--- Record excerpts ---
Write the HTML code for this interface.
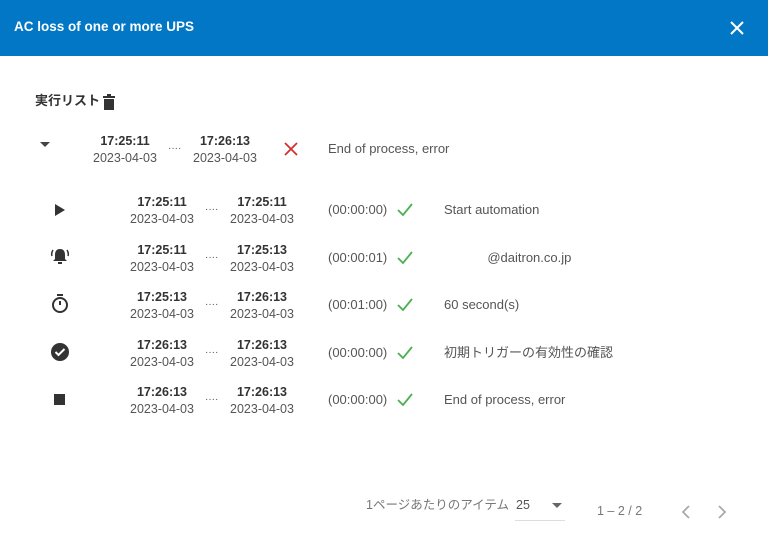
<!DOCTYPE html><html><head><meta charset="utf-8"><style>
body{margin:0;width:768px;height:558px;background:#fff;font-family:"Liberation Sans","Noto Sans CJK JP",sans-serif;color:#444;position:relative;overflow:hidden;font-size:13px}
.a{position:absolute;white-space:nowrap;line-height:16px}
.hd{position:absolute;left:0;top:0;width:768px;height:56px;background:#0277c5}
.t{font-weight:bold;color:#333;text-align:center;width:80px;font-size:12.5px}
.d{color:#555;text-align:center;width:80px;font-size:12.5px}
.g{color:#555}
</style></head><body>
<div class="hd"></div>
<div class="a" style="left:14px;top:19px;color:#fff;font-weight:bold;font-size:13.5px">AC loss of one or more UPS</div>
<svg class="a" style="left:729px;top:20px" width="16" height="16"><path d="M2 2L14 14M14 2L2 14" stroke="#fff" stroke-width="2"/></svg>
<div class="a" style="left:35px;top:93px;font-weight:bold;font-size:13px;color:#333">実行リスト</div>
<svg class="a" style="left:102px;top:94px" width="14" height="16"><rect x="1" y="2" width="12" height="2" fill="#333"/><rect x="5" y="0" width="4" height="2" fill="#333"/><rect x="2" y="5" width="10" height="11" fill="#333"/></svg>
<svg class="a" style="left:40px;top:142px" width="10" height="6"><path d="M0 0H10L5 5Z" fill="#444"/></svg>
<div class="a t" style="left:85px;top:133px">17:25:11</div><div class="a d" style="left:85px;top:150px">2023-04-03</div>
<div class="a g" style="left:168px;top:141px;font-size:10px">····</div>
<div class="a t" style="left:185px;top:133px">17:26:13</div><div class="a d" style="left:185px;top:150px">2023-04-03</div>
<svg class="a" style="left:284px;top:142px" width="14" height="14"><path d="M1 1L13 13M13 1L1 13" stroke="#d32f2f" stroke-width="1.8"/></svg>
<div class="a g" style="left:328px;top:141px">End of process, error</div>

<svg class="a" style="left:54px;top:203px" width="12" height="14"><path d="M1 1L11 7L1 13Z" fill="#333"/></svg>
<svg class="a" style="left:50px;top:247px" width="20" height="18"><path d="M10 2C6 2 5 5 5 8V12L3 14H17L15 12V8C15 5 14 2 10 2Z" fill="#333"/><rect x="8" y="15" width="4" height="2" fill="#333"/><path d="M3 3Q1 6 2 9M17 3Q19 6 18 9" stroke="#333" stroke-width="1.5" fill="none"/></svg>
<svg class="a" style="left:51px;top:294px" width="18" height="20"><circle cx="9" cy="11" r="7" stroke="#333" stroke-width="2" fill="none"/><rect x="6" y="0" width="6" height="2" fill="#333"/><path d="M9 11V7" stroke="#333" stroke-width="2"/></svg>
<svg class="a" style="left:50px;top:342px" width="20" height="20"><circle cx="10" cy="10" r="9" fill="#333"/><path d="M5.5 10L8.5 13L14.5 7" stroke="#fff" stroke-width="2" fill="none"/></svg>
<svg class="a" style="left:54px;top:394px" width="12" height="12"><rect width="11" height="11" fill="#333"/></svg>

<div id="rows"></div>
<script>
var r=[["17:25:11","17:25:11","(00:00:00)","Start automation"],["17:25:11","17:25:13","(00:00:01)","&nbsp;&nbsp;&nbsp;&nbsp;&nbsp;&nbsp;&nbsp;&nbsp;&nbsp;&nbsp;&nbsp;&nbsp;@daitron.co.jp"],["17:25:13","17:26:13","(00:01:00)","60 second(s)"],["17:26:13","17:26:13","(00:00:00)","初期トリガーの有効性の確認"],["17:26:13","17:26:13","(00:00:00)","End of process, error"]];
var h="";r.forEach(function(x,i){var y=194+i*47.5;
h+='<div class="a t" style="left:122px;top:'+y+'px">'+x[0]+'</div><div class="a d" style="left:122px;top:'+(y+17)+'px">2023-04-03</div>';
h+='<div class="a g" style="left:205px;top:'+(y+8)+'px;font-size:10px">····</div>';
h+='<div class="a t" style="left:222px;top:'+y+'px">'+x[1]+'</div><div class="a d" style="left:222px;top:'+(y+17)+'px">2023-04-03</div>';
h+='<div class="a g" style="left:328px;top:'+(y+8)+'px">'+x[2]+'</div>';
h+='<svg class="a" style="left:397px;top:'+(y+9)+'px" width="16" height="13"><path d="M1 7L6 12L15 1" stroke="#4caf50" stroke-width="1.8" fill="none"/></svg>';
h+='<div class="a g" style="left:444px;top:'+(y+8)+'px">'+x[3]+'</div>';});
document.getElementById('rows').innerHTML=h;
</script>
<div class="a" style="left:366px;top:497px;color:#777;font-size:12.5px">1ページあたりのアイテム</div>
<div class="a" style="left:516px;top:497px;color:#555;font-size:12.5px">25</div>
<svg class="a" style="left:552px;top:503px" width="10" height="5"><path d="M0 0H10L5 5Z" fill="#666"/></svg>
<div class="a" style="left:515px;top:520px;width:50px;height:1px;background:#ddd"></div>
<div class="a" style="left:597px;top:503px;color:#777;font-size:12.5px">1 – 2 / 2</div>
<svg class="a" style="left:681px;top:505px" width="10" height="14"><path d="M8 1L2 7L8 13" stroke="#aaa" stroke-width="1.8" fill="none"/></svg>
<svg class="a" style="left:717px;top:505px" width="10" height="14"><path d="M2 1L8 7L2 13" stroke="#aaa" stroke-width="1.8" fill="none"/></svg>
</body></html>
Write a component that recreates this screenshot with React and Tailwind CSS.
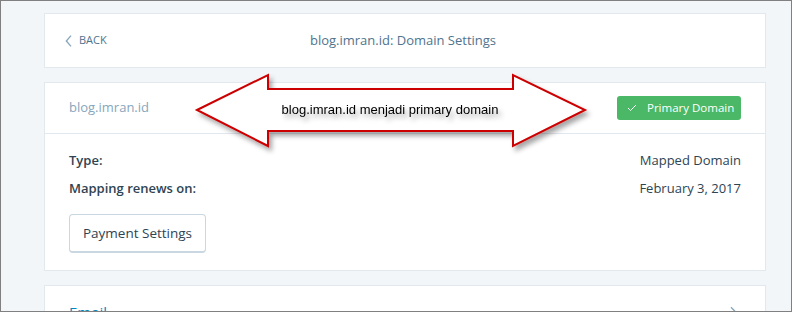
---
Work to be completed - Above are the records; reproduce them exactly and leave out the pictures.

Exercise solution -
Write the HTML code for this interface.
<!DOCTYPE html><html><head><meta charset="utf-8"><style>
body{margin:0;width:768px;height:558px;background:#fff;font-family:"Liberation Sans","Noto Sans CJK JP",sans-serif;color:#444;position:relative;overflow:hidden;font-size:13px}
.a{position:absolute;white-space:nowrap;line-height:16px}
.hd{position:absolute;left:0;top:0;width:768px;height:56px;background:#0277c5}
.t{font-weight:bold;color:#333;text-align:center;width:80px;font-size:12.5px}
.d{color:#555;text-align:center;width:80px;font-size:12.5px}
.g{color:#555}
</style></head><body>
<div class="hd"></div>
<div class="a" style="left:14px;top:19px;color:#fff;font-weight:bold;font-size:13.5px">AC loss of one or more UPS</div>
<svg class="a" style="left:729px;top:20px" width="16" height="16"><path d="M2 2L14 14M14 2L2 14" stroke="#fff" stroke-width="2"/></svg>
<div class="a" style="left:35px;top:93px;font-weight:bold;font-size:13px;color:#333">実行リスト</div>
<svg class="a" style="left:102px;top:94px" width="14" height="16"><rect x="1" y="2" width="12" height="2" fill="#333"/><rect x="5" y="0" width="4" height="2" fill="#333"/><rect x="2" y="5" width="10" height="11" fill="#333"/></svg>
<svg class="a" style="left:40px;top:142px" width="10" height="6"><path d="M0 0H10L5 5Z" fill="#444"/></svg>
<div class="a t" style="left:85px;top:133px">17:25:11</div><div class="a d" style="left:85px;top:150px">2023-04-03</div>
<div class="a g" style="left:168px;top:141px;font-size:10px">····</div>
<div class="a t" style="left:185px;top:133px">17:26:13</div><div class="a d" style="left:185px;top:150px">2023-04-03</div>
<svg class="a" style="left:284px;top:142px" width="14" height="14"><path d="M1 1L13 13M13 1L1 13" stroke="#d32f2f" stroke-width="1.8"/></svg>
<div class="a g" style="left:328px;top:141px">End of process, error</div>

<svg class="a" style="left:54px;top:203px" width="12" height="14"><path d="M1 1L11 7L1 13Z" fill="#333"/></svg>
<svg class="a" style="left:50px;top:247px" width="20" height="18"><path d="M10 2C6 2 5 5 5 8V12L3 14H17L15 12V8C15 5 14 2 10 2Z" fill="#333"/><rect x="8" y="15" width="4" height="2" fill="#333"/><path d="M3 3Q1 6 2 9M17 3Q19 6 18 9" stroke="#333" stroke-width="1.5" fill="none"/></svg>
<svg class="a" style="left:51px;top:294px" width="18" height="20"><circle cx="9" cy="11" r="7" stroke="#333" stroke-width="2" fill="none"/><rect x="6" y="0" width="6" height="2" fill="#333"/><path d="M9 11V7" stroke="#333" stroke-width="2"/></svg>
<svg class="a" style="left:50px;top:342px" width="20" height="20"><circle cx="10" cy="10" r="9" fill="#333"/><path d="M5.5 10L8.5 13L14.5 7" stroke="#fff" stroke-width="2" fill="none"/></svg>
<svg class="a" style="left:54px;top:394px" width="12" height="12"><rect width="11" height="11" fill="#333"/></svg>

<div id="rows"></div>
<script>
var r=[["17:25:11","17:25:11","(00:00:00)","Start automation"],["17:25:11","17:25:13","(00:00:01)","&nbsp;&nbsp;&nbsp;&nbsp;&nbsp;&nbsp;&nbsp;&nbsp;&nbsp;&nbsp;&nbsp;&nbsp;@daitron.co.jp"],["17:25:13","17:26:13","(00:01:00)","60 second(s)"],["17:26:13","17:26:13","(00:00:00)","初期トリガーの有効性の確認"],["17:26:13","17:26:13","(00:00:00)","End of process, error"]];
var h="";r.forEach(function(x,i){var y=194+i*47.5;
h+='<div class="a t" style="left:122px;top:'+y+'px">'+x[0]+'</div><div class="a d" style="left:122px;top:'+(y+17)+'px">2023-04-03</div>';
h+='<div class="a g" style="left:205px;top:'+(y+8)+'px;font-size:10px">····</div>';
h+='<div class="a t" style="left:222px;top:'+y+'px">'+x[1]+'</div><div class="a d" style="left:222px;top:'+(y+17)+'px">2023-04-03</div>';
h+='<div class="a g" style="left:328px;top:'+(y+8)+'px">'+x[2]+'</div>';
h+='<svg class="a" style="left:397px;top:'+(y+9)+'px" width="16" height="13"><path d="M1 7L6 12L15 1" stroke="#4caf50" stroke-width="1.8" fill="none"/></svg>';
h+='<div class="a g" style="left:444px;top:'+(y+8)+'px">'+x[3]+'</div>';});
document.getElementById('rows').innerHTML=h;
</script>
<div class="a" style="left:366px;top:497px;color:#777;font-size:12.5px">1ページあたりのアイテム</div>
<div class="a" style="left:516px;top:497px;color:#555;font-size:12.5px">25</div>
<svg class="a" style="left:552px;top:503px" width="10" height="5"><path d="M0 0H10L5 5Z" fill="#666"/></svg>
<div class="a" style="left:515px;top:520px;width:50px;height:1px;background:#ddd"></div>
<div class="a" style="left:597px;top:503px;color:#777;font-size:12.5px">1 – 2 / 2</div>
<svg class="a" style="left:681px;top:505px" width="10" height="14"><path d="M8 1L2 7L8 13" stroke="#aaa" stroke-width="1.8" fill="none"/></svg>
<svg class="a" style="left:717px;top:505px" width="10" height="14"><path d="M2 1L8 7L2 13" stroke="#aaa" stroke-width="1.8" fill="none"/></svg>
</body></html>
Write a component that recreates this screenshot with React and Tailwind CSS.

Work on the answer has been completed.